But, it seems, she didn't sing any song (qawwali) in her own voice.
Sudhir
>May God rest her soul in Peace.
I should have been sensitive to remember to omit my regular signature on the
above message.
My apologies to anyone who might have been offended.
Satish Kalra
She is also on screen in "Shraddhanjali", dancing her way through "sai.nyaa
Dolii leke aaye tere dwaar", playbacked by Shobha Gurtu. AFAIK, she never
sang for films, but she did sing on Doordarshan several times.
Warm regards,
Abhay
QUEEN OF QAWWALI'S LAST BREATH
-Hemal Ashar
Mid Day
The Bhopal Gas Tragedy of 1984 affected the queen of qawwali, Shakila
Bano Bhopali, who died, aged 60, in the city on Monday. Though Shakila
was primarily Mumbai-based, her birthplace was Bhopal.
Her younger sister Zarina Bano Saman reminisces, "Shakila, along with
us (an extended family of 15), was in Bhopal in December 1984 to
attend a relative's wedding.
The family was relaxing on the terrace of our Bhopal house near upper
lake, or bada talaab as it is known in Hindi. It was very late at
night and some family members had already turned in by then.
Suddenly we heard shouts, 'bhago, bhago (run) there is poison in the
air'. We saw hordes of people running on the streets covering their
faces, shouting, pushing and falling over each other.

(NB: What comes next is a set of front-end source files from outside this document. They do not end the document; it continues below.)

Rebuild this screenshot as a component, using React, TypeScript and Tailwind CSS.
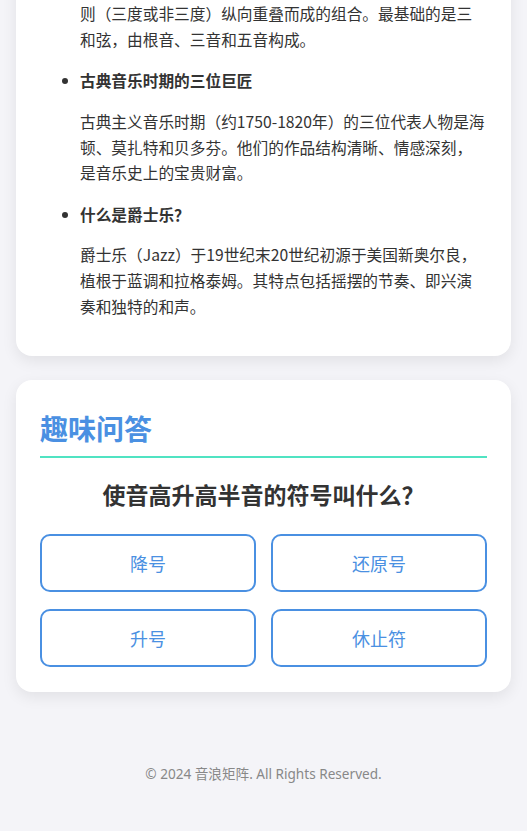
import React from 'react';

const CJK = { fontFamily: '"Noto Sans CJK SC", "Noto Sans", sans-serif' };
const LATIN = { fontFamily: '"Noto Sans", "Noto Sans CJK SC", sans-serif' };

interface TopicProps {
  title: string;
  lines: string[];
}

// lines are broken the same way the screenshot wraps them
const Topic: React.FC<TopicProps> = ({ title, lines }) => (
  <li className="relative mb-[16px] last:mb-[13px] before:absolute before:top-[10px] before:left-[-18px] before:h-[6px] before:w-[6px] before:rounded-full before:bg-[#333] before:content-['']">
    <h4 className="mb-[15px] text-[15.7px] leading-[25.6px] font-bold text-[#333]">{title}</h4>
    <p className="text-[15.7px] leading-[25.6px] text-[#333]">
      {lines.map((l, i) => (
        <React.Fragment key={i}>
          {i > 0 && <br />}
          {l}
        </React.Fragment>
      ))}
    </p>
  </li>
);

const topics: TopicProps[] = [
  {
    title: '什么是和弦？',
    lines: [
      '和弦是指由三个或三个以上的音，按照一定的音程关系规',
      '则（三度或非三度）纵向重叠而成的组合。最基础的是三',
      '和弦，由根音、三音和五音构成。',
    ],
  },
  {
    title: '古典音乐时期的三位巨匠',
    lines: [
      '古典主义音乐时期（约1750-1820年）的三位代表人物是海',
      '顿、莫扎特和贝多芬。他们的作品结构清晰、情感深刻，',
      '是音乐史上的宝贵财富。',
    ],
  },
  {
    title: '什么是爵士乐？',
    lines: [
      '爵士乐（Jazz）于19世纪末20世纪初源于美国新奥尔良，',
      '植根于蓝调和拉格泰姆。其特点包括摇摆的节奏、即兴演',
      '奏和独特的和声。',
    ],
  },
];

const options = ['降号', '还原号', '升号', '休止符'];

export default function App() {
  return (
    <div className="min-h-screen bg-[#f4f4f8] leading-[1.6]" style={CJK}>
      <main className="px-4">
        <section className="-mt-[89px] rounded-2xl bg-white px-6 pt-6 pb-6 shadow-[0_5px_15px_rgba(0,0,0,0.08)]">
          <ul className="list-none pl-10">
            {topics.map((t) => (
              <Topic key={t.title} {...t} />
            ))}
          </ul>
        </section>

        <section className="mt-[24px] rounded-2xl bg-white px-6 pt-[25px] pb-[25px] shadow-[0_5px_15px_rgba(0,0,0,0.08)]">
          <h2 className="border-b-2 border-[#50e3c2] pb-[5px] text-[28px] leading-[46px] font-bold text-[#4a90e2]">趣味问答</h2>
          <h3 className="mt-[17px] mb-[21px] text-center text-[23px] leading-[38px] font-bold text-[#333]">使音高升高半音的符号叫什么？</h3>
          <div className="grid grid-cols-2 gap-x-[15px] gap-y-[17px]">
            {options.map((o) => (
              <button
                key={o}
                className="h-[58px] rounded-[10px] border-2 border-[#4a90e2] bg-white text-[18px] text-[#4a90e2]"
                style={CJK}
              >
                {o}
              </button>
            ))}
          </div>
        </section>
      </main>

      <footer className="pt-[71px] pb-[46px] text-center text-[13.6px] text-[#888]" style={LATIN}>
        © 2024 音浪矩阵. All Rights Reserved.
      </footer>
    </div>
  );
}
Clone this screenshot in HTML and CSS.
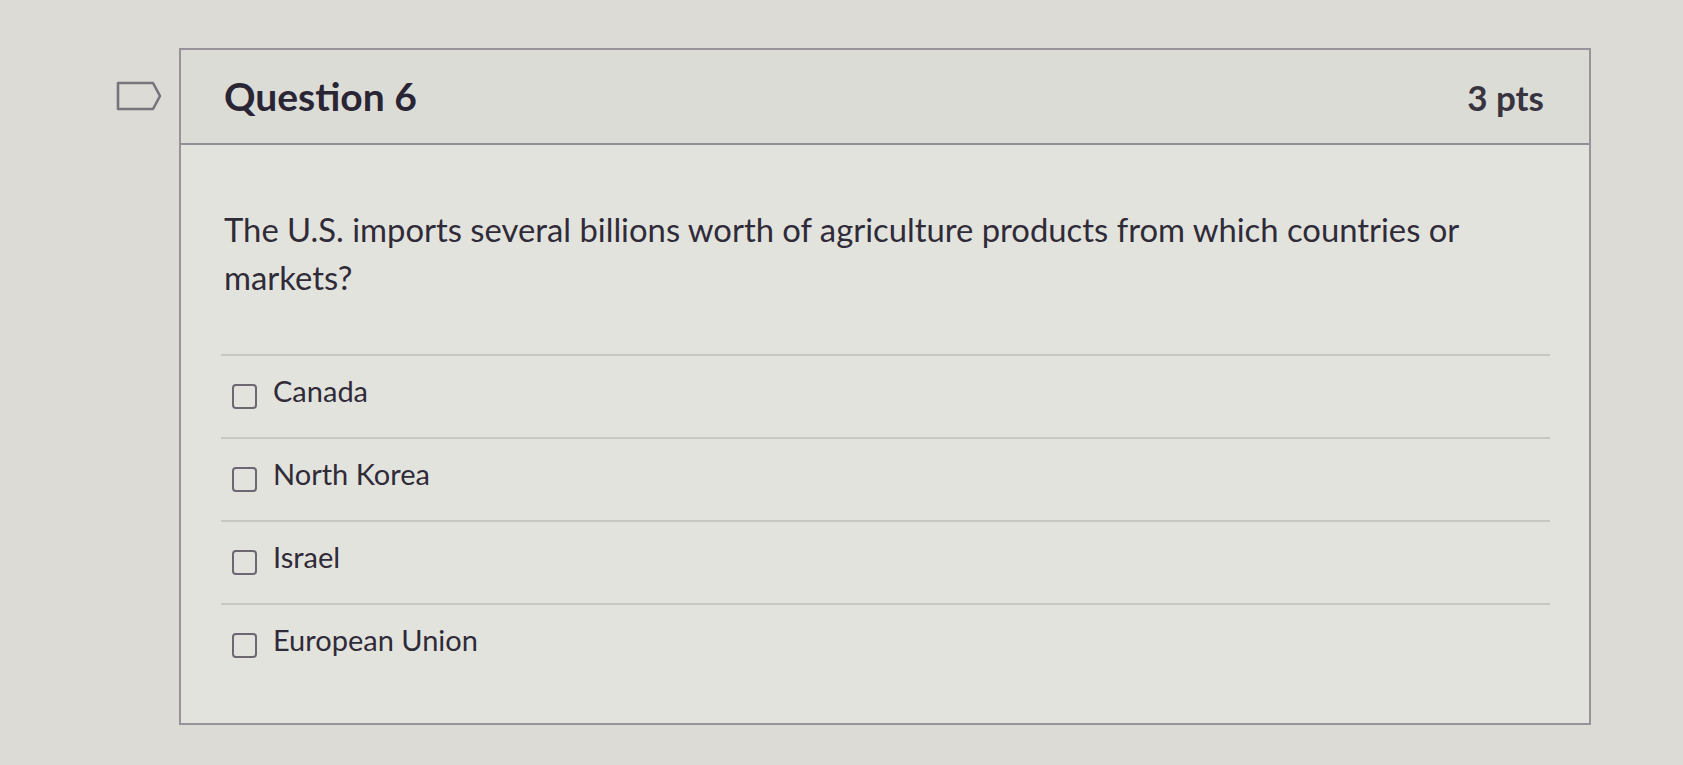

The family got ready to escape from the house. Shakila galvanised most
of the family members.
She would never think of fleeing on her own, I remember at that time
too, she had said, 'We all live together, we all will die together'."
Zarina recounts how Shakila, who was 42 years old at the time, and 14
others fled the house on foot, joining the surging mass of people
below. "People did not even know what they were running from, there
was so much hysteria.
Some people said Bhopal was on fire. We did not know then that it
would have been better to shut the windows and stay in the house with
a blanket covering our faces. People who were inside their homes did
not suffer as much."
The group walked for hours at night, finally stopping when they
thought they were far away. Zarina recounts, "We returned to a ghost
town in the morning." The family insists that some of the singer's
health problems stemmed directly from the gas leak.
"Shakila suffered acute respiratory problems only after that. In fact,
she became asthmatic. She also had a lot of eye problems after the
leak, which got aggravated after she developed diabetes.
I remember her being unable to go through a full programme in Mumbai
some months after the gas leak."
It may sound morbid but it is a fact that Shakila was one of Bhopal's
most famous 1984 gas leak victims.
As a public figure did she campaign for others who suffered a similar
fate? "No, not really. But she had written to the chief minister of
Madhya Pradesh Digvijay Singh about her suffering. She had received Rs
25,000 like most of the Bhopal victims did as compensation," Zarina
says.
Shakila Bano had then said in an interview to a newspaper that she was
like a factory with 20 workers who all became unemployed by her
illness.
The gas made her less capable of performances and her income dropped.
The tabalchi, peti master, dholakwala, all started getting paid
sporadically.
When told that by 1984, Shakila Bano was not the force she once was,
Zarina said, "Yes, she was not singing in films by then but was giving
live performances. Her respiratory problems put a stop to that too."
Shakila had been performing live stage shows since 1957.
Says Bhopal-based Satinath Sarangi, managing trustee of Sambhavna
Trust Clinic, which provides medical care to the survivors of the
disaster, "Singers in Bhopal who were exposed to the gas were directly
affected by the leak.
Why just singers? Most people who depended on their voice for a living
were affected. Even many muezzins (Muslim priests who call the
faithful to prayer) lost their jobs."